Comparison to Relevant Case Law
The court also drew upon other relevant case law to support its reasoning. It referenced the distinctions made in previous rulings between brokers and manufacturing agents or representatives. For instance, it cited a case where individuals similarly situated to Jones were found not to be brokers because they did not hold themselves out as general negotiators for various parties. The court reiterated that the characteristics of exclusivity in agency relationships and the lack of authority to bind principals were critical in these determinations. By aligning Jones's situation with these precedents, the court reinforced its argument that he did not fulfill the criteria to be classified as a broker under the tax ordinance. This reliance on established case law provided a solid foundation for the court's ultimate conclusion and highlighted the importance of consistent legal interpretations in tax matters.
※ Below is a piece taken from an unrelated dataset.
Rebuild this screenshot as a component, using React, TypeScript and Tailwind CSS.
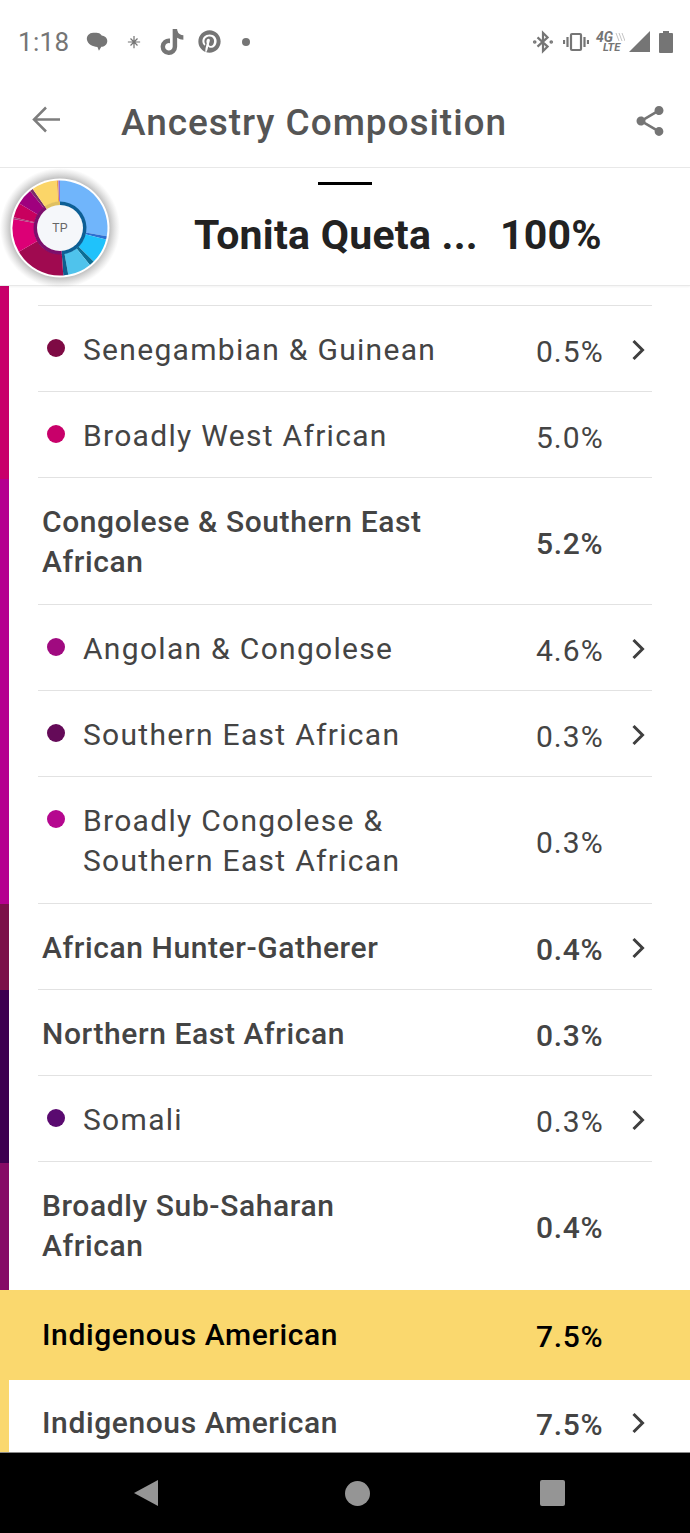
import { FaPinterest, FaTiktok } from "react-icons/fa";

type Row = {
  label: string[];
  pct: string;
  dot?: string;
  chevron?: boolean;
};

const rows: Row[] = [
  { label: ["Senegambian & Guinean"], pct: "0.5%", dot: "bg-[#7e0a44]", chevron: true },
  { label: ["Broadly West African"], pct: "5.0%", dot: "bg-[#c8006a]" },
  { label: ["Congolese & Southern East", "African"], pct: "5.2%" },
  { label: ["Angolan & Congolese"], pct: "4.6%", dot: "bg-[#a00a80]", chevron: true },
  { label: ["Southern East African"], pct: "0.3%", dot: "bg-[#640a58]", chevron: true },
  { label: ["Broadly Congolese &", "Southern East African"], pct: "0.3%", dot: "bg-[#b5078f]" },
  { label: ["African Hunter-Gatherer"], pct: "0.4%", chevron: true },
  { label: ["Northern East African"], pct: "0.3%" },
  { label: ["Somali"], pct: "0.3%", dot: "bg-[#5a0a70]", chevron: true },
  { label: ["Broadly Sub-Saharan", "African"], pct: "0.4%" },
];

function Chevron() {
  return (
    <svg viewBox="0 0 14 22" className="h-[22px] w-[14px] text-[#3f3f3f]" fill="none" stroke="currentColor" strokeWidth="3">
      <path d="M2.500 2l9 9-9 9" />
    </svg>
  );
}

function ListRow({ row, last }: { row: Row; last: boolean }) {
  const isChild = !!row.dot;
  return (
    <div className={`ml-[29px] mr-[38px] flex items-center border-b pt-[24px] ${row.label.length > 1 ? "pb-[22px]" : "pb-[21px]"} ${last ? "border-transparent" : "border-[#e2e2e2]"}`}>
      <div className={`relative flex-1 text-[30px] leading-[40px] ${isChild ? "pl-[45px] font-normal tracking-[1.3px] text-[#444]" : "pl-[4px] font-medium tracking-[0.6px] text-[#444]"}`}>
        {row.dot && <span className={`absolute left-[9px] top-[9px] h-[18px] w-[18px] rounded-full ${row.dot}`} />}
        {row.label.map((line) => (
          <div key={line}>{line}</div>
        ))}
      </div>
      <div className={`h-[40px] w-[92px] pt-[2px] text-[30px] leading-[40px] text-[#444] ${isChild ? "tracking-[1px]" : "font-medium tracking-[0.7px]"}`}>{row.pct}</div>
      <div className="flex h-[24px] w-[24px] items-center justify-center pr-[4px]">{row.chevron && <Chevron />}</div>
    </div>
  );
}

function Donut() {
  const c = 60;
  const seg = (a0: number, a1: number, r0: number, r1: number, fill: string) => {
    const p = (a: number, r: number) => {
      const t = ((a - 90) * Math.PI) / 180;
      return `${c + r * Math.cos(t)} ${c + r * Math.sin(t)}`;
    };
    const large = a1 - a0 > 180 ? 1 : 0;
    return <path key={`${a0}-${r0}`} fill={fill} d={`M${p(a0, r1)} A${r1} ${r1} 0 ${large} 1 ${p(a1, r1)} L${p(a1, r0)} A${r0} ${r0} 0 ${large} 0 ${p(a0, r0)} Z`} />;
  };
  return (
    <svg viewBox="0 0 120 120" className="h-[120px] w-[120px]">
      <defs>
        <radialGradient id="halo">
          <stop offset="78%" stopColor="#666" stopOpacity="0.55" />
          <stop offset="100%" stopColor="#999" stopOpacity="0" />
        </radialGradient>
      </defs>
      <circle cx={c} cy={c} r={60} fill="url(#halo)" />
      <circle cx={c} cy={c} r={49.5} fill="#fff" />
      {seg(0, 100, 26, 47.5, "#70b5fb")}
      {seg(100, 104, 26, 47.5, "#2f6fd0")}
      {seg(104, 135, 26, 47.5, "#1fc2fb")}
      {seg(135, 141, 26, 47.5, "#0d6f95")}
      {seg(141, 170, 26, 47.5, "#4fc3ec")}
      {seg(170, 176, 26, 47.5, "#0d5f90")}
      {seg(176, 240, 26, 47.5, "#a00a50")}
      {seg(240, 281, 26, 47.5, "#dc0076")}
      {seg(281, 283, 26, 47.5, "#a83a78")}
      {seg(283, 301, 26, 47.5, "#c8005e")}
      {seg(301, 321, 26, 47.5, "#a0007e")}
      {seg(321, 325, 26, 47.5, "#7a2a6a")}
      {seg(325, 356, 26, 47.5, "#fbd568")}
      {seg(356, 358, 26, 47.5, "#f0a040")}
      {seg(358, 360, 26, 47.5, "#8f6fe0")}
      {seg(0, 176, 22, 26.5, "#0d5f95")}
      {seg(176, 325, 22, 26.5, "#7d0f6c")}
      {seg(325, 360, 22, 26.5, "#e0c060")}
      <circle cx={c} cy={c} r={23} fill="#f5f7fa" />
      <text x={c} y={c + 4} textAnchor="middle" fontSize="12" fill="#666" fontFamily="Liberation Sans, sans-serif">
        TP
      </text>
    </svg>
  );
}

function StatusBar() {
  return (
    <div className="flex h-[84px] items-center justify-between pb-[1px] pl-[18px] pr-[17px]">
      <div className="flex items-center text-[#757575]">
        <span className="text-[26px] leading-none tracking-[0.3px]">1:18</span>
        <svg viewBox="0 0 24 24" className="ml-[15px] h-[26px] w-[26px]" fill="currentColor">
          <path d="M5 4.500c2-1.300 8-1.300 10 0 .6.4 1 .9 1.300 1.500 2.300.3 5.200 1.800 5.200 5 0 3.500-3 5.200-5.500 5.400l-2.200 3.600-1.400-3.400C8 16.500 3.500 14 2.700 10c-.4-2.400.5-4.300 2.300-5.500z" />
        </svg>
        <svg viewBox="0 0 16 16" className="ml-[17px] h-[14px] w-[14px]" fill="none" stroke="currentColor" strokeWidth="1.400">
          <path d="M8 1v14M1 8h14M4 4l8 8M12 4l-8 8" />
        </svg>
        <FaTiktok className="ml-[19px] h-[26px] w-[24px]" />
        <FaPinterest className="ml-[14px] h-[23px] w-[23px]" />
        <span className="ml-[21px] h-[8px] w-[8px] rounded-full bg-[#757575]" />
      </div>
      <div className="flex items-center text-[#757575]">
        <svg viewBox="0 0 24 24" className="h-[24px] w-[22px]" fill="none" stroke="currentColor" strokeWidth="2.400">
          <path d="M6 7l11 10-5 5V2l5 5L6 17" />
          <circle cx="3" cy="12" r="0.8" />
          <circle cx="21" cy="12" r="0.8" />
        </svg>
        <svg viewBox="0 0 26 20" className="ml-[9px] h-[20px] w-[26px]" fill="none" stroke="currentColor" strokeWidth="2.200">
          <rect x="8" y="2" width="10" height="16" rx="1" />
          <path d="M4.500 5v10M21.500 5v10M1 8v4M25 8v4" />
        </svg>
        <div className="relative ml-[7px] h-[22px] w-[29px]">
          <span className="absolute left-0 top-0 text-[14px] font-bold italic leading-[13px]">4G</span>
          <span className="absolute left-[7px] top-[12px] text-[11px] font-bold italic leading-[10px]">LTE</span>
          <svg viewBox="0 0 10 10" className="absolute right-0 top-0 h-[12px] w-[10px] text-[#c4c4c4]" fill="none" stroke="currentColor" strokeWidth="1">
            <path d="M1 1l3 8M4 1l3 8M7 1l3 8" />
          </svg>
        </div>
        <svg viewBox="0 0 21 21" className="ml-[4px] h-[21px] w-[21px]" fill="currentColor">
          <path d="M21 0v21H0z" />
        </svg>
        <svg viewBox="0 0 14 22" className="ml-[9px] h-[22px] w-[14px]" fill="currentColor">
          <path d="M4 0h6v2h3a1 1 0 0 1 1 1v18a1 1 0 0 1-1 1H1a1 1 0 0 1-1-1V3a1 1 0 0 1 1-1h3z" />
        </svg>
      </div>
    </div>
  );
}

export default function App() {
  return (
    <div className="relative flex h-[1533px] w-[690px] flex-col overflow-hidden bg-white font-['Roboto',sans-serif]">
      <StatusBar />
      <div className="flex h-[84px] items-center border-b border-[#e8e8e8] pb-[7px] pl-[32px] pr-[22px]">
        <svg viewBox="0 0 28 27" className="mb-[5px] h-[27px] w-[28px] text-[#7d7d7d]" fill="none" stroke="currentColor" strokeWidth="2.500">
          <path d="M28 13.500H3M14 1.500L2 13.500l12 12" />
        </svg>
        <div className="ml-[61px] flex-1 text-[37px] font-medium leading-none tracking-[0.95px] text-[#555]">Ancestry Composition</div>
        <svg viewBox="0 0 24 24" className="mb-[2px] h-[36px] w-[36px] text-[#757575]" fill="currentColor">
          <path d="M18 16.080c-.760 0-1.440.300-1.960.770L8.910 12.700c.050-.230.090-.460.090-.700s-.040-.470-.090-.700l7.050-4.110c.540.500 1.250.810 2.040.810 1.660 0 3-1.340 3-3s-1.340-3-3-3-3 1.340-3 3c0 .240.040.470.090.700L8.040 9.810C7.500 9.310 6.790 9 6 9c-1.660 0-3 1.340-3 3s1.340 3 3 3c.790 0 1.500-.310 2.040-.810l7.120 4.160c-.050.210-.080.430-.080.650 0 1.610 1.310 2.920 2.920 2.920s2.920-1.310 2.920-2.920-1.310-2.920-2.920-2.920z" />
        </svg>
      </div>

      <div className="relative flex h-[118px] items-center border-b border-[#e8e8e8] pt-[17px] shadow-[0_1px_2px_rgba(0,0,0,0.05)]">
        <span className="absolute left-[318px] top-[14px] h-[3px] w-[54px] bg-black" />
        <div className="absolute left-0 top-0">
          <Donut />
        </div>
        <div className="ml-[194px] w-[306px] text-[41px] font-bold leading-none tracking-[0.25px] text-[#222]">Tonita Queta ...</div>
        <div className="text-[41px] font-bold leading-none tracking-[0.2px] text-[#222]">100%</div>
      </div>

      <div className="flex min-h-0 flex-1">
        <div className="flex w-[9px] shrink-0 flex-col">
          <div className="h-[193px] bg-[#c8006a]" />
          <div className="h-[425px] bg-[#b5008f]" />
          <div className="h-[86px] bg-[#7b1048]" />
          <div className="h-[173px] bg-[#3d0050]" />
          <div className="h-[127px] bg-[#860b66]" />
          <div className="flex-1 bg-[#fad86e]" />
        </div>
        <div className="min-w-0 flex-1 overflow-hidden">
          <div className="ml-[29px] mr-[38px] h-[20px] border-b border-[#e2e2e2]" />
          {rows.map((row, i) => (
            <ListRow key={row.label.join(" ")} row={row} last={i === rows.length - 1} />
          ))}
          <div className="mt-[1px] flex h-[90px] items-center bg-[#fad86e] pl-[33px] pr-[38px] text-black">
            <div className="flex-1 text-[30px] font-medium leading-[40px] tracking-[0.6px]">Indigenous American</div>
            <div className="h-[40px] w-[116px] pt-[2px] text-[30px] font-medium leading-[40px] tracking-[0.7px]">7.5%</div>
          </div>
          <div className="ml-[29px] mr-[38px] flex items-center pt-[23px]">
            <div className="flex-1 pl-[4px] text-[30px] font-medium leading-[40px] tracking-[0.6px] text-[#444]">Indigenous American</div>
            <div className="h-[40px] w-[92px] pt-[2px] text-[30px] font-medium leading-[40px] tracking-[0.7px] text-[#444]">7.5%</div>
            <div className="flex h-[24px] w-[24px] items-center justify-center pr-[4px]">
              <Chevron />
            </div>
          </div>
        </div>
      </div>

      <div className="flex h-[81px] shrink-0 items-center border-t border-[#8a8a8a] bg-black">
        <div className="ml-[134px] h-0 w-0 border-y-[13px] border-r-[24px] border-y-transparent border-r-[#959595]" />
        <div className="ml-[187px] h-[25px] w-[25px] rounded-full bg-[#959595]" />
        <div className="ml-[170px] h-[26px] w-[25px] rounded-[2px] bg-[#959595]" />
      </div>
    </div>
  );
}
Final Conclusion and Ruling
Ultimately, the court concluded that Harold G. Jones was not a merchandise broker within the meaning of the applicable tax ordinances, thus affirming the lower court's ruling in his favor. The court's analysis encompassed the definitions, Jones's specific role and relationship with the manufacturers, and the principle of resolving doubts in favor of the taxpayer. By strictly adhering to the statutory language and the established definitions of a broker, the court determined that Jones's activities did not fit within the scope of the mercantile tax ordinance. The decision reinforced the notion that tax assessments must be grounded in clear statutory authority, free from ambiguous interpretations that could unfairly burden taxpayers. Consequently, the court affirmed the decisions made by the lower court, preventing the City and School District from collecting taxes on Jones's commissions, thereby protecting his interests as a taxpayer.